1.2 The Buyer shall not be entitled to assign the benefit of the Contract without the consent in writing of the Seller.
1.3 If at any time any one or more of the provisions or part thereof of these Conditions becomes or is or is held by a court to be invalid, illegal or unenforceable in any respect under any law, the validity and enforceability of the remaining provisions shall not in any way be affected or impaired thereby.
1.4 No Order shall be binding on the Seller unless and until it has been acknowledged in writing by the Seller or the Goods are delivered or the Services are provided by the Seller to the Buyer pursuant to the Order. Any acknowledgement of an Order by the Seller is subject to availability of the relevant Goods.
1.5 These Conditions are incorporated in the Contract and contain the entire obligations between the Seller and the Buyer. In the case of any inconsistency between any letter or quotation incorporating or referring to these Conditions and any Order, letter or form of contract sent by the Buyer to the Seller, whatever may be their respective dates, the provisions of these Conditions shall prevail. In the event of the Seller entering into the Contract without the Seller having submitted a written quotation or other letter or document incorporating or referring to these Conditions but in circumstances where the Buyer has had prior notice of these Conditions then all Goods supplied and/or Services provided shall be subject to these Conditions.
1.6 No variation of the Contract of the Buyer shall be binding upon the Seller unless made in writing and signed on behalf of the Seller.
1.7 Any representations (except fraudulent misrepresentations) or warranties made by or on behalf of the Seller prior to the Contract (whether verbally or in writing) are hereby expressly excluded and shall be of no effect.

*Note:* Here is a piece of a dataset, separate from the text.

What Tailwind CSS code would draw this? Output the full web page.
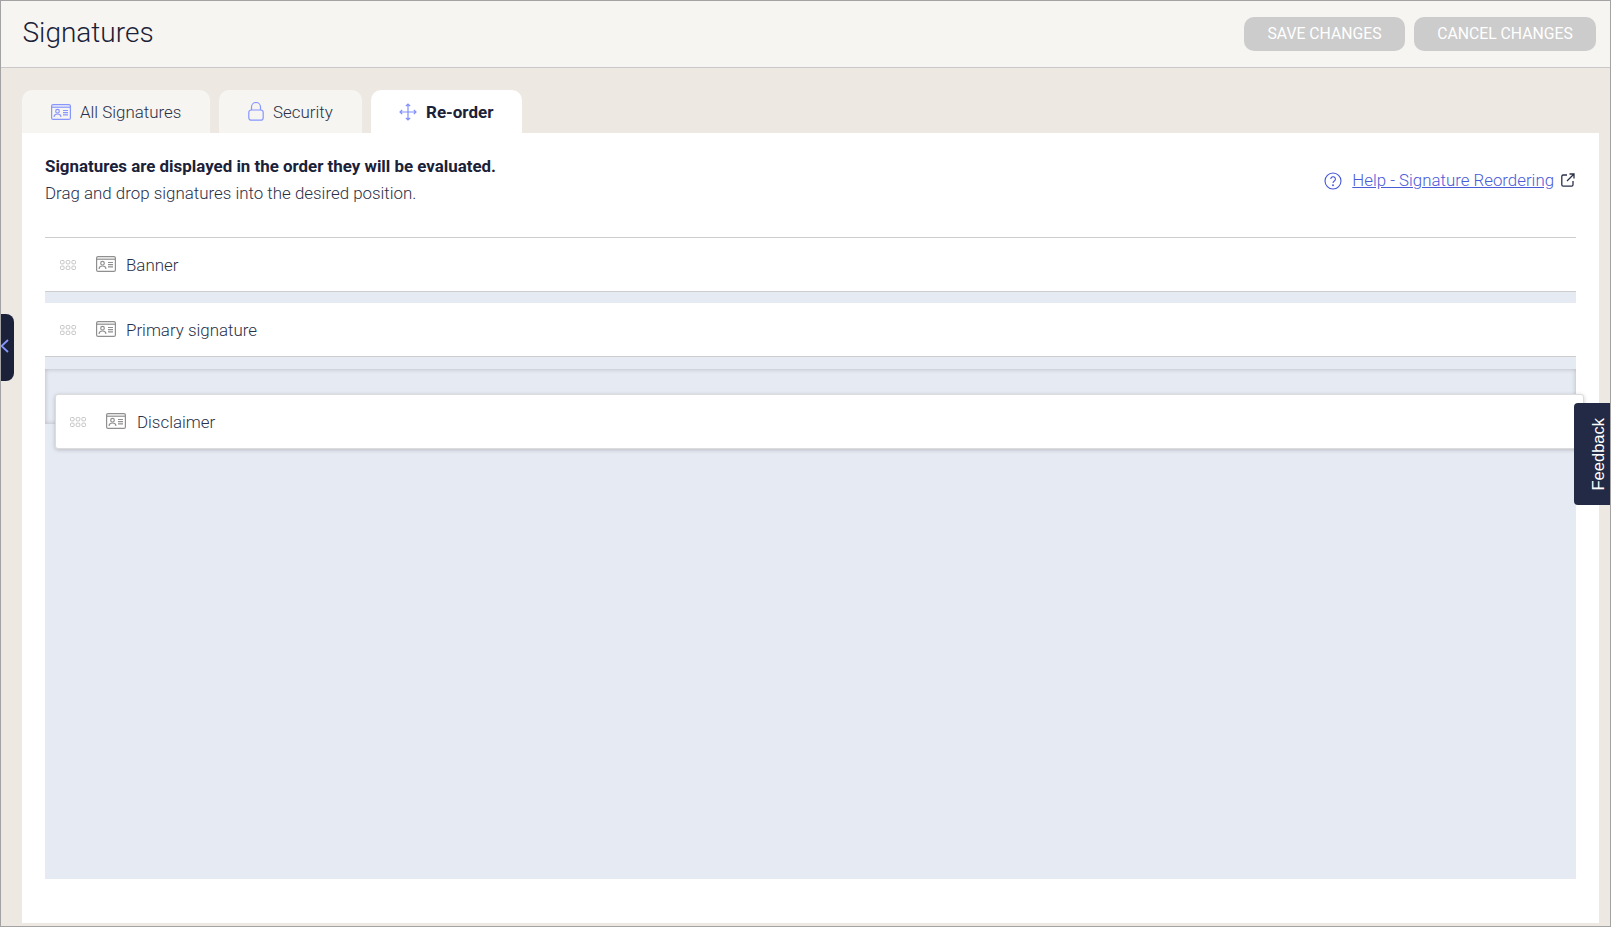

1.8 Any figures, statements, descriptions, illustrations, photographs, drawings, weights or any other matters contained in the Seller’s or any other catalogues, pamphlets, price lists or advertising literature are not guaranteed to be accurate and are intended merely to represent a general picture of the Seller’s or any other products and services and shall not form part of the Contract nor be regarded as a warranty or representation relating to the Goods or Services
2 DESIGNS AND INTELLECTUAL PROPERTY
2.1 Where Goods are made or supplied to the Buyer’s own specification, pattern or design or where standard goods of the Seller are altered in accordance with the Buyer’s instructions:
2.1.1 the Buyer warrants and undertakes full responsibility not only for the suitability and fitness of the specification, pattern or design but also that such specification, pattern or design does not infringe any patent, trade mark, registered design, copyright or any other proprietary right of any third party and the Buyer shall indemnify and keep the Seller indemnified in full against any loss, damage or expense whatsoever (including costs) which the Seller may incur in or arising from the performance of the Contract by reason of any infringement of any such patent, trade mark, registered design, copyright or any other proprietary right; and
2.1.2 the Buyer acknowledges that the Seller shall be under no liability of any description to the Buyer if the Goods prove to be unsuitable for whatever reason for application or use notwithstanding that the Seller may, at the request of the Buyer, have given in good faith technical or other advice in relation to the proposed application or use of the Goods and the Buyer shall indemnify and keep indemnified the Seller in full against any and all liability of any kind arising out of or connected with the application or use of the Goods in accordance with the Buyer’s specification, pattern or design or otherwise
2.2 The Seller reserves the right to change the Buyer’s specification, pattern or design as required to ensure that the Goods comply with any health, safety or other statutory requirement or provision and no such change by the Seller will constitute a breach of contract or impose upon the Seller any liability whatsoever
2.3 In the event of any goods, materials or other property being supplied by or on behalf of the Buyer to the Seller for carrying out the Contract such items shall remain at the Buyer’s risk at all times whilst they are in the Seller’s premises or in transit to and from its premises or otherwise under its control. The Seller, its servants and agents will not be responsible for any loss thereof or damage thereto unless such damage or loss is due directly to the negligence of the Seller, its servants or agents and in any event the Seller’s liability therefor shall be limited at the option of the Seller to the replacement or repair thereof or the payment to the Buyer of the open market value thereof. Under no circumstances whatsoever will the Seller be liable for any indirect or consequential loss or damage arising therefrom.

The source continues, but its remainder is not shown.